Programs like the Carbon Fibre Grand Challenge are accelerating pilots, with new facilities in Edmonton set to produce lower-cost, lower-emission carbon fibre from bitumen. Tidewater access—potentially via the PNW—is the key to scaling this vision, opening Indo-Pacific markets hungry for heavy crude and its high-value derivatives.

For producers, this means:

 Higher Netbacks: Escaping WCS discounts for Brent-linked Asian prices ($10–20+/barrel premium).

Diversification: Reducing reliance on the U.S. market amid shifting policies.
Value-Add Potential: Supplying refineries optimized for complex crudes and feeding global secondary manufacturing demand.

Risks remain

The environmental reviews, Indigenous consultations, and tanker traffic concerns—are not insignificant, except the U.S. has shown momentum in building energy infrastructure. Premier Smith’s comments add valuable negotiating leverage for a B.C. route while spotlighting a realistic Plan B. She has fostered U.S. connections with the Governors of Montana, Idaho, and Washington.
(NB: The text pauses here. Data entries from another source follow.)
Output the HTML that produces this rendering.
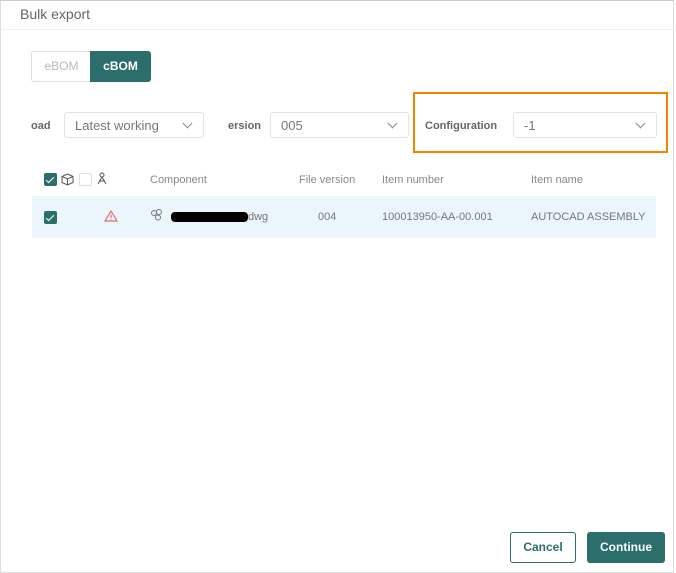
<!DOCTYPE html>
<html><head><style>
*{box-sizing:border-box;margin:0;padding:0}
body{width:676px;height:573px;background:#fff;font-family:"Liberation Sans",sans-serif;position:relative;overflow:hidden;color:#666}
.a{position:absolute}
.sel{position:absolute;border:1px solid #e3e3e3;border-radius:3px;height:26px;font-size:13px;color:#777;padding:5px 10px}
.chev{position:absolute;right:12px;top:7px;width:7px;height:7px;border-right:1.2px solid #888;border-bottom:1.2px solid #888;transform:rotate(45deg)}
.lbl{position:absolute;font-size:11px;font-weight:bold;color:#666}
.th{position:absolute;top:174px;font-size:11px;color:#888}
.td{position:absolute;top:211px;font-size:11px;color:#777}
.cb{position:absolute;width:13px;height:13px;border-radius:2px;background:#2b6e6b}
.cb::after{content:"";position:absolute;left:4px;top:1.5px;width:3px;height:7px;border-right:1.5px solid #fff;border-bottom:1.5px solid #fff;transform:rotate(45deg)}
</style></head><body>
<div class="a" style="left:0;top:0;width:674px;height:573px;border:1px solid #ddd;border-top:1px solid #ccc"></div>
<div class="a" style="left:20px;top:6px;font-size:14px;color:#666">Bulk export</div>
<div class="a" style="left:1px;top:29px;width:672px;height:1px;background:#f0f0f0"></div>
<div class="a" style="left:31px;top:51px;width:60px;height:31px;border:1px solid #ddd;border-right:none;border-radius:3px 0 0 3px;font-size:12px;color:#bbb;text-align:center;line-height:29px">eBOM</div>
<div class="a" style="left:90px;top:51px;width:61px;height:31px;background:#2b6e6b;border-radius:0 3px 3px 0;font-size:12px;font-weight:bold;color:#fff;text-align:center;line-height:31px">cBOM</div>
<div class="lbl" style="left:31px;top:120px">oad</div>
<div class="sel" style="left:64px;top:112px;width:140px">Latest working<div class="chev"></div></div>
<div class="lbl" style="left:228px;top:120px">ersion</div>
<div class="sel" style="left:270px;top:112px;width:139px">005<div class="chev"></div></div>
<div class="lbl" style="left:425px;top:120px">Configuration</div>
<div class="sel" style="left:513px;top:112px;width:144px">-1<div class="chev"></div></div>
<div class="a" style="left:413px;top:92px;width:255px;height:61px;border:2.5px solid #f58300"></div>
<div class="cb" style="left:44px;top:173px"></div>
<svg class="a" style="left:61px;top:173px" width="13" height="13"><path d="M6.5 1L12 3.5V9.5L6.5 12L1 9.5V3.5Z M1 3.5L6.5 6L12 3.5 M6.5 6V12" fill="none" stroke="#555" stroke-width="1"/></svg>
<div class="a" style="left:79px;top:173px;width:13px;height:13px;border:1px solid #ddd;border-radius:2px"></div>
<svg class="a" style="left:96px;top:172px" width="13" height="14"><circle cx="6" cy="3" r="2" fill="none" stroke="#555"/><path d="M6 5L2 12M6 5L10 12M3 9H9" fill="none" stroke="#555"/></svg>
<div class="th" style="left:150px">Component</div>
<div class="th" style="left:299px">File version</div>
<div class="th" style="left:382px">Item number</div>
<div class="th" style="left:531px">Item name</div>
<div class="a" style="left:32px;top:196px;width:624px;height:42px;background:#eaf6fb"></div>
<div class="cb" style="left:44px;top:211px"></div>
<svg class="a" style="left:104px;top:210px" width="14" height="12"><path d="M7 1L13 11H1Z" fill="none" stroke="#e07070" stroke-width="1.2"/><path d="M7 4.5V8M7 9.2V10" stroke="#e07070" stroke-width="1.2"/></svg>
<svg class="a" style="left:150px;top:208px" width="14" height="14"><circle cx="4" cy="5" r="2.5" fill="none" stroke="#777"/><circle cx="9" cy="4" r="2.5" fill="none" stroke="#777"/><circle cx="8" cy="9.5" r="2.5" fill="none" stroke="#777"/></svg>
<div class="a" style="left:171px;top:212px;width:77px;height:10px;background:#000;border-radius:4px"></div>
<div class="td" style="left:248px">dwg</div>
<div class="td" style="left:318px">004</div>
<div class="td" style="left:382px">100013950-AA-00.001</div>
<div class="td" style="left:531px">AUTOCAD ASSEMBLY</div>
<div class="a" style="left:510px;top:532px;width:66px;height:31px;border:1px solid #2b6e6b;border-radius:3px;font-size:12px;font-weight:bold;color:#2b6e6b;text-align:center;line-height:29px">Cancel</div>
<div class="a" style="left:587px;top:532px;width:78px;height:31px;background:#2b6e6b;border-radius:3px;font-size:12px;font-weight:bold;color:#fff;text-align:center;line-height:31px">Continue</div>
</body></html>
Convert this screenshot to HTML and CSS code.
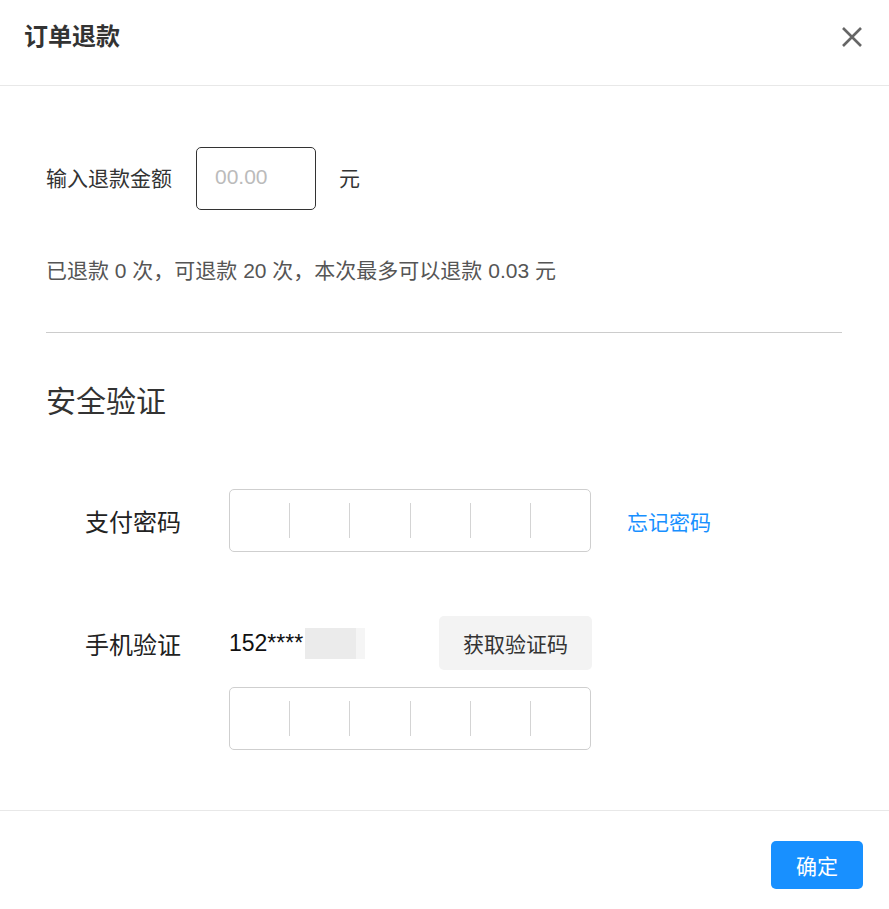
FILE: index.html
```html
<!DOCTYPE html>
<html lang="zh-CN">
<head>
<meta charset="utf-8">
<title>订单退款</title>
<link rel="stylesheet" href="styles.css">
</head>
<body>
<div class="dialog">
  <div class="header">
    <div class="title">订单退款</div>
    <button class="close" aria-label="关闭">
      <svg width="24" height="24" viewBox="0 0 24 24"><path d="M3 3 L21 21 M21 3 L3 21" stroke="#666" stroke-width="2.6" fill="none"/></svg>
    </button>
  </div>
  <div class="body">
    <div class="amount-row">
      <span class="amount-label">输入退款金额</span>
      <div class="amount-input">00.00</div>
      <span class="unit">元</span>
    </div>
    <div class="info">已退款 0 次，可退款 20 次，本次最多可以退款 0.03 元</div>
    <div class="divider"></div>
    <div class="section-title">安全验证</div>
    <div class="form-row pay-row">
      <span class="form-label">支付密码</span>
      <div class="code-box">
        <span class="cell"></span><span class="cell"></span><span class="cell"></span><span class="cell"></span><span class="cell"></span><span class="cell"></span>
      </div>
      <a class="forgot">忘记密码</a>
    </div>
    <div class="form-row phone-row">
      <span class="form-label">手机验证</span>
      <span class="phone">152****<span class="mask"></span></span>
      <button class="get-code">获取验证码</button>
    </div>
    <div class="form-row code-row">
      <div class="code-box">
        <span class="cell"></span><span class="cell"></span><span class="cell"></span><span class="cell"></span><span class="cell"></span><span class="cell"></span>
      </div>
    </div>
  </div>
  <div class="footer">
    <button class="confirm">确定</button>
  </div>
</div>
</body>
</html>
```
FILE: styles.css
```css
* { box-sizing: border-box; }
html, body { margin: 0; padding: 0; background: #fff; }
body {
  font-family: "Liberation Sans", "Noto Sans CJK SC", sans-serif;
  color: #333;
}
.dialog { width: 889px; height: 909px; }
.header {
  height: 86px;
  border-bottom: 1px solid #e8e8e8;
  padding: 22px 25px 0 24px;
  display: flex;
  justify-content: space-between;
  align-items: flex-start;
}
.title {
  font-size: 24px;
  font-weight: bold;
  line-height: 30px;
  color: #333;
}
.close {
  border: none;
  background: none;
  padding: 0;
  width: 24px;
  height: 24px;
  margin-top: 3px;
  cursor: pointer;
}
.close svg { display: block; }
.body { padding: 61px 47px 0 46px; }
.amount-row {
  display: flex;
  align-items: center;
  height: 63px;
}
.amount-label { font-size: 21px; color: #333; margin-bottom: 3px; }
.amount-input {
  margin-left: 24px;
  width: 120px;
  height: 63px;
  border: 1px solid #333;
  border-radius: 5px;
  padding-left: 18px;
  font-size: 21px;
  color: #bbb;
  line-height: 58px;
}
.unit { margin-left: 23px; font-size: 21px; color: #333; margin-bottom: 3px; }
.info {
  margin-top: 46px;
  font-size: 21px;
  line-height: 30px;
  color: #555;
}
.divider {
  margin-top: 46px;
  height: 1px;
  background: #ccc;
}
.section-title {
  margin-top: 49px;
  font-size: 30px;
  line-height: 40px;
  color: #333;
}
.form-row {
  display: flex;
  align-items: center;
  padding-left: 39px;
}
.pay-row { margin-top: 67px; }
.form-label {
  width: 144px;
  font-size: 24px;
  color: #222;
}
.code-box {
  width: 362px;
  height: 63px;
  border: 1px solid #cfcfcf;
  border-radius: 5px;
  display: flex;
  align-items: center;
}
.cell {
  flex: 1;
  height: 35px;
  border-left: 1px solid #d4d4d4;
}
.cell:first-child { border-left: none; }
.forgot {
  margin-left: 36px;
  font-size: 21px;
  color: #1890ff;
  cursor: pointer;
}
.phone-row { margin-top: 64px; height: 54px; }
.phone {
  display: flex;
  align-items: center;
  width: 210px;
  font-size: 23px;
  color: #111;
}
.mask {
  display: inline-block;
  width: 60px;
  height: 31px;
  margin-left: 2px;
  background: linear-gradient(to right, #ebebeb 0, #ebebeb 51px, #f5f5f5 51px);
}
.get-code {
  width: 153px;
  height: 54px;
  border: none;
  border-radius: 5px;
  background: #f3f3f3;
  font-family: inherit;
  font-size: 21px;
  color: #333;
}
.code-row { margin-top: 17px; padding-left: 183px; }
.footer {
  margin-top: 60px;
  border-top: 1px solid #e8e8e8;
  padding: 30px 26px 0 0;
  display: flex;
  justify-content: flex-end;
}
.confirm {
  width: 92px;
  height: 48px;
  border: none;
  border-radius: 5px;
  background: #1890ff;
  color: #fff;
  font-family: inherit;
  font-size: 21px;
}
```
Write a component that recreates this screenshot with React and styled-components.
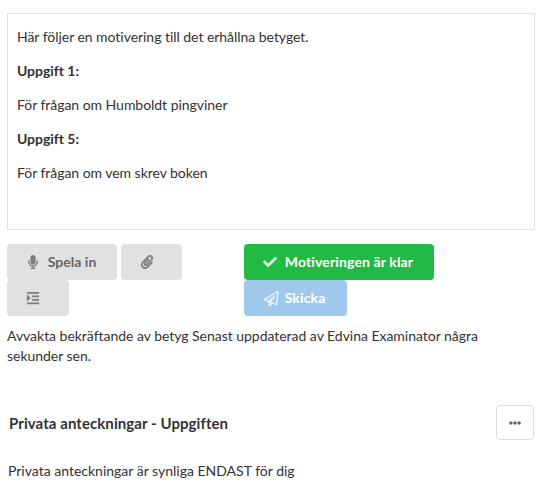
import React from "react";
import styled, { createGlobalStyle } from "styled-components";
import { FaMicrophone, FaPaperclip, FaCheck, FaRegPaperPlane, FaIndent, FaEllipsisH } from "react-icons/fa";

const Global = createGlobalStyle`
  html, body { margin: 0; padding: 0; background: #fff; }
  body { font-family: Lato, "Liberation Sans", sans-serif; font-size: 14px; line-height: 20px; color: #333; }
`;
const Page = styled.div`
  width: 554px; height: 486px; overflow: hidden; box-sizing: border-box;
  padding: 13px 19px 0 7px;
`;
const Editor = styled.div`
  box-sizing: border-box; height: 217px; border: 1px solid #e0e0e0;
  padding: 13.4px 9px 0 9px;
`;
const Para = styled.p`
  margin: 0 0 14px; color: #333; letter-spacing: -0.04px;
`;
const Strong = styled.strong`font-weight: 700;`;
const Toolbar = styled.div`
  display: grid; grid-template-columns: 237px 1fr; margin-top: 14px;
`;
const Group = styled.div`
  display: flex; flex-wrap: wrap; align-content: flex-start; column-gap: 4px;
`;
const Button = styled.button`
  box-sizing: border-box; height: 36px; width: ${p => p.$w}px; border: 0; border-radius: 4px;
  padding: 0 ${p => p.$pr || 0}px 0 0;
  display: inline-flex; align-items: center; justify-content: center; gap: ${p => p.$gap || 0}px;
  background: ${p => p.$bg}; color: ${p => p.$fg};
  font: 700 14px/1 Lato, "Liberation Sans", sans-serif; letter-spacing: ${p => p.$ls ?? 0.13}px;
  svg { flex: none; font-size: ${p => p.$icon || 14}px; opacity: 0.8; }
`;
const Status = styled.p`margin: 10px 0 0; color: #333; width: 500px; letter-spacing: -0.03px;`;
const Header = styled.div`
  display: flex; align-items: center; justify-content: space-between;
  margin-top: 39px; padding-left: 2px; margin-right: 1px;
`;
const Title = styled.h3`margin: 0; font: 700 15px/20px Lato, "Liberation Sans", sans-serif; letter-spacing: 0.07px; color: #333;`;
const MenuButton = styled.button`
  box-sizing: border-box; width: 38px; height: 35px; background: #fff; padding: 0;
  border: 1px solid #dcdcdc; border-radius: 4px; color: #666;
  display: flex; align-items: center; justify-content: center; font-size: 12px;
`;
const Note = styled.p`margin: 21px 0 0; color: #333; padding-left: 1px;`;

const gray = { $bg: "#e0e1e2", $fg: "#666" };

export default function App() {
  return (
    <>
      <Global />
      <Page>
        <Editor>
          <Para>Här följer en motivering till det erhållna betyget.</Para>
          <Para><Strong>Uppgift 1:</Strong></Para>
          <Para>För frågan om Humboldt pingviner</Para>
          <Para><Strong>Uppgift 5:</Strong></Para>
          <Para>För frågan om vem skrev boken</Para>
        </Editor>
        <Toolbar>
          <Group>
            <Button {...gray} $w={110} $gap={8} $ls={0.04} $pr={2}><FaMicrophone />Spela in</Button>
            <Button {...gray} $w={61} $pr={9}><FaPaperclip /></Button>
            <Button {...gray} $w={62} $pr={10}><FaIndent /></Button>
          </Group>
          <Group>
            <Button $bg="#21ba45" $fg="#fff" $w={190} $gap={8} $icon={14} $pr={2}><FaCheck />Motiveringen är klar</Button>
            <Button $bg="#9fc9ec" $fg="#fff" $w={103} $gap={6} $icon={15} $pr={2}><FaRegPaperPlane />Skicka</Button>
          </Group>
        </Toolbar>
        <Status>Avvakta bekräftande av betyg Senast uppdaterad av Edvina Examinator några sekunder sen.</Status>
        <Header>
          <Title>Privata anteckningar - Uppgiften</Title>
          <MenuButton><FaEllipsisH /></MenuButton>
        </Header>
        <Note>Privata anteckningar är synliga ENDAST för dig</Note>
      </Page>
    </>
  );
}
The Albertans want people to imagine a near future where Alberta bitumen powers not just engines, but the lightweight frames of electric vehicles, the blades of massive wind turbines, and the batteries that store renewable energy—all while flowing reliably to tidewater through pragmatic North American partnerships. Unlocking the full Bitumen Beyond Combustion chain could multiply barrel value by up to 133%, create thousands of high-tech jobs, and position Western Canada as an indispensable supplier of sustainable advanced materials in a net-zero world.

Will Ottawa and the provinces seize this opportunity with a bold Canadian corridor—or will Washington state step in first and capture the prize? The clock is ticking.

What do you think—Canadian route only, or time for deeper North American collaboration?